School bus stop-arm camera penalties are civil, not criminal. They are issued to the vehicle’s registered owner, not to a specific driver. Because they are civil penalties rather than moving violations, they do not add points to your license or show up on your driving record in the way a traditional traffic ticket would. They are, however, real financial obligations that the school district can pursue through collection.

Toll road invoices are debts, and debts follow a different track entirely. An unpaid toll will not put points on your license or show up as a traffic violation. But if the toll authority sends your account to collections, the resulting activity can show up on your credit report, and as noted above, habitual violators face vehicle registration blocks.

What to Do When You Receive a Camera Notice

Start by identifying what kind of notice you have. A red light camera notice from a Texas city is unenforceable under current law. You are not legally required to pay it, and ignoring it will not result in a warrant, a hold on your registration, or any court action. The 2019 ban eliminated the teeth behind these notices.

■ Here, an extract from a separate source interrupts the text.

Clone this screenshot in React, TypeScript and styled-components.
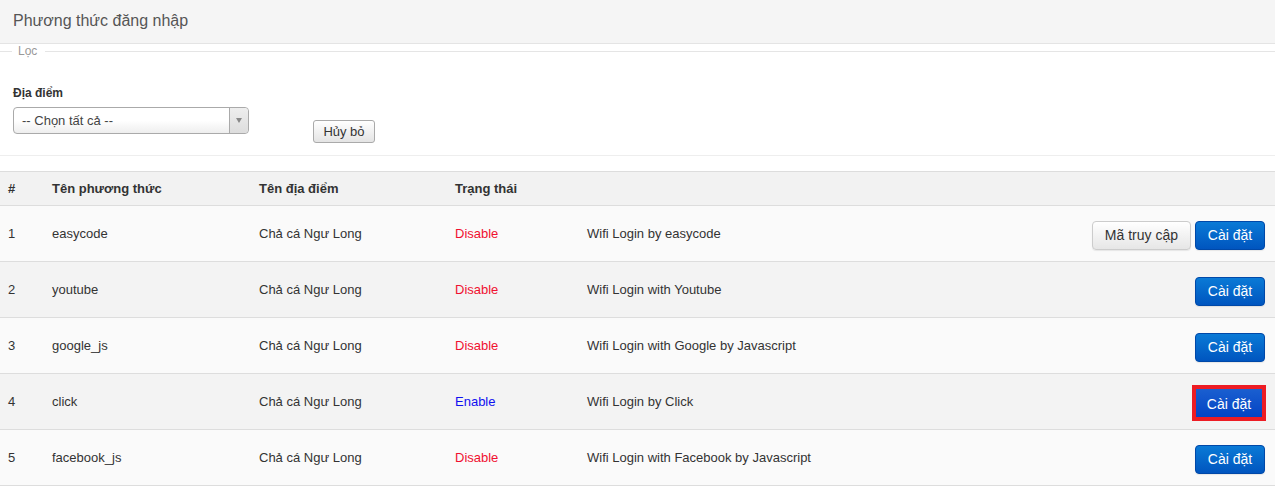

A school bus stop-arm camera notice is different. If a Texas school district sends you a civil penalty notice for passing a stopped bus, take it seriously. Review the photographic evidence, confirm the vehicle is yours, and pay or contest it within the timeframe specified. Contesting typically means requesting a hearing. Keep in mind that even if you beat the civil penalty, law enforcement can still pursue criminal charges for the underlying violation if they have sufficient evidence.

A toll road invoice is the most straightforward: verify the charges, and pay it promptly. If you believe the charge is wrong, contact the toll authority’s customer service before the account escalates. Disputing after the account goes to collections is more difficult and can take months to resolve. Getting a toll tag is the simplest way to avoid invoicing headaches entirely, since tagged accounts pay lower per-use rates.